In the front of the room, three enlisted men watch location and conditions on monitors while two of them do their part to “drive” the sub with long-handled steering wheels. Behind them, two others man multiple screens that track sonar and acoustics, analyzing sounds from as far away as 75,000 yards. Behind them, an officer always is watching through the periscope, and those images are provided on computer screens. Coordinates are constantly being called out above the sound of the equipment, and the standard response “very well” acknowledges receipt of the information.
Many of the screens are marked “Secret,” and all of the crew has security clearances. While each has his own job specialty, all are cross-trained and expected to be able to do multiple jobs, Rolinger said. “Everyone is an expert at damage control,” he said, noting the crew practices multiple drills -– from firing torpedoes to putting out fires –- several times per week.
During a missile release test, Clark stands in the center of the control room receiving information from every possible data point, some relayed repeatedly to ensure conditions have not changed. “All missiles will be released,” he announces along with the exact time so all clocks are synchronized to the exact second.

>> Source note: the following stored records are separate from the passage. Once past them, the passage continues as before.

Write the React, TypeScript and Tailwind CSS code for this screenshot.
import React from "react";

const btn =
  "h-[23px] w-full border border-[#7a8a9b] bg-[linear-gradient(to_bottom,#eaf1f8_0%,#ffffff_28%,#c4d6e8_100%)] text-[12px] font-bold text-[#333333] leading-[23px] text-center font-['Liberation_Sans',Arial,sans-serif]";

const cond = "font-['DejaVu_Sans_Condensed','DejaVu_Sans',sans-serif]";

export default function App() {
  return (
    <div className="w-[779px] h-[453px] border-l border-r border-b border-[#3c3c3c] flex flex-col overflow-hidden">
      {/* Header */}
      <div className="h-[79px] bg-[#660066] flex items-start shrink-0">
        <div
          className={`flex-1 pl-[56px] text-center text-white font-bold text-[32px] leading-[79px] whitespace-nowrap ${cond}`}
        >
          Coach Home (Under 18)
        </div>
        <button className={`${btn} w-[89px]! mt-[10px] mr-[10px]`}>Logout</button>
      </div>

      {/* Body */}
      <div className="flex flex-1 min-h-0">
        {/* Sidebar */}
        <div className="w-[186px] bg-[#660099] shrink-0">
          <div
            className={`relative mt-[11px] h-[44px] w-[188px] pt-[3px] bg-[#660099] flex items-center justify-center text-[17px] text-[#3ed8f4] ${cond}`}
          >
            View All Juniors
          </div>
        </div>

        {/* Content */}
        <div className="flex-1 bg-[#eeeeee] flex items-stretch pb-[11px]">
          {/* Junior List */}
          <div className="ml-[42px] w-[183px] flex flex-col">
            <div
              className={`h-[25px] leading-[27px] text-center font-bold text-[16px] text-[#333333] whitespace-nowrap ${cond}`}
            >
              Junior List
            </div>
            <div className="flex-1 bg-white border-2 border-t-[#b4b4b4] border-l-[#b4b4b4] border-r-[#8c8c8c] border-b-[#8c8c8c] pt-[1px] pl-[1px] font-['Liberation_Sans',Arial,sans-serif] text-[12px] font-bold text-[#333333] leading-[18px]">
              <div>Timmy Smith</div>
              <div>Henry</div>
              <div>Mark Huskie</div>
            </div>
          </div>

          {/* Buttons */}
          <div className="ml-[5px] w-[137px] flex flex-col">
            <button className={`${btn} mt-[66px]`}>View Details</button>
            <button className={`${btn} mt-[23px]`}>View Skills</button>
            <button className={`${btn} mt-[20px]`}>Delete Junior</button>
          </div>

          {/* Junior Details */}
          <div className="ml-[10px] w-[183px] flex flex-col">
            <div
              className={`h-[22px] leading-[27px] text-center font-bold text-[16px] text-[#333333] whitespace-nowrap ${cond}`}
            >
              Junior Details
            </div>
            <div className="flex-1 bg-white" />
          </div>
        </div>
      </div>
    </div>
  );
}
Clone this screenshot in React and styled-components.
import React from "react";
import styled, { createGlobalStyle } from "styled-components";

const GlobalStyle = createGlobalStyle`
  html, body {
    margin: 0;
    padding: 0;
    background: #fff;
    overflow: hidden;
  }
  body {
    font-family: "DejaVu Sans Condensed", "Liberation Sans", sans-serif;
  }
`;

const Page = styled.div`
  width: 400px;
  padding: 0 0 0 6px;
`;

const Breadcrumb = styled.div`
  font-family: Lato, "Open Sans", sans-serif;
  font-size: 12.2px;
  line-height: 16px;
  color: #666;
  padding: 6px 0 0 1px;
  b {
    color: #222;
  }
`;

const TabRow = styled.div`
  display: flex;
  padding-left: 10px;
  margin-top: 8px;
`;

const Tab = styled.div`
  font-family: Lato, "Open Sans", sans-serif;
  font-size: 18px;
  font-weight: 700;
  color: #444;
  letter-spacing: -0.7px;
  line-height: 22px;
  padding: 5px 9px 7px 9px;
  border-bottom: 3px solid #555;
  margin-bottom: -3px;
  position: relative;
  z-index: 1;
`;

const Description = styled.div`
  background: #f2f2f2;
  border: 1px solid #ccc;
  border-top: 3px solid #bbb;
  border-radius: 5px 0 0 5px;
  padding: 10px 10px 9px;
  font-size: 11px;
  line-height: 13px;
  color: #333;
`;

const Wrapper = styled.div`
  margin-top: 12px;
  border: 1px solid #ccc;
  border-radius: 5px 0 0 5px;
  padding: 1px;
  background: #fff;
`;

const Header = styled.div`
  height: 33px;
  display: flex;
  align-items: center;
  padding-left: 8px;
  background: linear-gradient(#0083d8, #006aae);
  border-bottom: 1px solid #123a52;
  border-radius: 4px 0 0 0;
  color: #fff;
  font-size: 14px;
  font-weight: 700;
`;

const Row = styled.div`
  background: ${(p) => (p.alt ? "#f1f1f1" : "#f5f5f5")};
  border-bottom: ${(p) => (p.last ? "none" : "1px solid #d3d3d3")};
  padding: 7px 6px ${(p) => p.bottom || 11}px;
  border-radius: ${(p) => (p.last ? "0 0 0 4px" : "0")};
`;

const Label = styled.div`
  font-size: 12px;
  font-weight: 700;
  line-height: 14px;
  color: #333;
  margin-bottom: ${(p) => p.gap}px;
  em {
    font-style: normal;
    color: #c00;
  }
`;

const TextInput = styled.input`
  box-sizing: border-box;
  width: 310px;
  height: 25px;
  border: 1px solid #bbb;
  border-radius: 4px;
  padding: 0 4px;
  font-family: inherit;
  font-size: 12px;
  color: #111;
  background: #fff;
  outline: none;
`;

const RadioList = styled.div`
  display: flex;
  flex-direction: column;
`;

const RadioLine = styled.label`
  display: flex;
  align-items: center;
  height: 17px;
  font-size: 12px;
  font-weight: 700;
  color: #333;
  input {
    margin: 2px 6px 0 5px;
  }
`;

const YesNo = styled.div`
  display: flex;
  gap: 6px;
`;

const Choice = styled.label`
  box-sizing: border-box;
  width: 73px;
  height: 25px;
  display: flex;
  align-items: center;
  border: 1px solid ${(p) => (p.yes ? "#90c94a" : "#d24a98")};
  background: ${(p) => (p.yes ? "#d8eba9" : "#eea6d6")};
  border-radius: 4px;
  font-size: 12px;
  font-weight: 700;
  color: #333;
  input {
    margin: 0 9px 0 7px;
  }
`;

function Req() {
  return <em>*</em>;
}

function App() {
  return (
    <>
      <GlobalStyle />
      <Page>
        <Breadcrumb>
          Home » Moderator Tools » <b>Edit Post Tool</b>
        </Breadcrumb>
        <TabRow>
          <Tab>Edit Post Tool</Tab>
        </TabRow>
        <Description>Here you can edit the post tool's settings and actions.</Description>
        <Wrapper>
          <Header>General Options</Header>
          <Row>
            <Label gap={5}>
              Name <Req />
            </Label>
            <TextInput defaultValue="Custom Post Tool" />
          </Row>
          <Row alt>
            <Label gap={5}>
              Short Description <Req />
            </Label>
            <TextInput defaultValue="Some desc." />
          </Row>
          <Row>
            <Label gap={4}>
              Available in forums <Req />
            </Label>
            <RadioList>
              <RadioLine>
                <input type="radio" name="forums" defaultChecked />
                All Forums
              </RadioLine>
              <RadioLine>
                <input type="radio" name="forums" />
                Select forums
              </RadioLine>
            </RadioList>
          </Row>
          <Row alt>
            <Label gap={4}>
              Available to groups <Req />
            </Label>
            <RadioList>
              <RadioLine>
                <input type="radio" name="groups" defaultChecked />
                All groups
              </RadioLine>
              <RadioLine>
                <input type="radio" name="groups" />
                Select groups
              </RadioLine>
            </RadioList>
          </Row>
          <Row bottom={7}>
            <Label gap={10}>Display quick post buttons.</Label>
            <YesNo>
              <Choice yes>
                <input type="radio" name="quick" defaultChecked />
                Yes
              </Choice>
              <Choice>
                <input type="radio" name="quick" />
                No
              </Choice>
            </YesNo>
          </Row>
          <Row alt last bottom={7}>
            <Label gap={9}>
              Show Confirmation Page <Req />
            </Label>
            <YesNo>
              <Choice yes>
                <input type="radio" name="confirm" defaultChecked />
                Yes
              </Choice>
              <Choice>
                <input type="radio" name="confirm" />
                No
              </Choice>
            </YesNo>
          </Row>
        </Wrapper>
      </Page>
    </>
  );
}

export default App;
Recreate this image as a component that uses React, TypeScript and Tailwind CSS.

“This is the captain. This is an exercise,” Clark says over the sub’s speaker system.
Down the hall, two crew members man the missile control center, divided between “launcher” and “fire” controls. The U.S. ballistic missile fleet fires four test missiles each year, and has had 124 consecutive successful tests in 20 years, Cmdr. Michael Sowa, deputy chief of staff of strategic weapons for Submarine Group 10, said. The tests also serve as a deterrent, and foreign countries are notified before testing begins, he added.
“The system works well, even better than it was designed to work,” Sowa said. The British, French, and Russians also test ballistic missiles, and the Chinese are developing the capabilities, he said.
“The SSBN mission is to deter,” Sowa added. “So, if we must launch, we’ve failed our mission.”
Earning Their Dolphins
A more likely scenario than the release of a Trident missile is the release of a torpedo. Back toward the front end of the sub and down the stairs next to the smoking room, two crew members man the torpedo controls, watching red and green lights for the status of torpedoes that lie horizontally on hydraulic lifts. They hold several exercises each week to practice firing torpedoes, and avoiding torpedoes from an enemy.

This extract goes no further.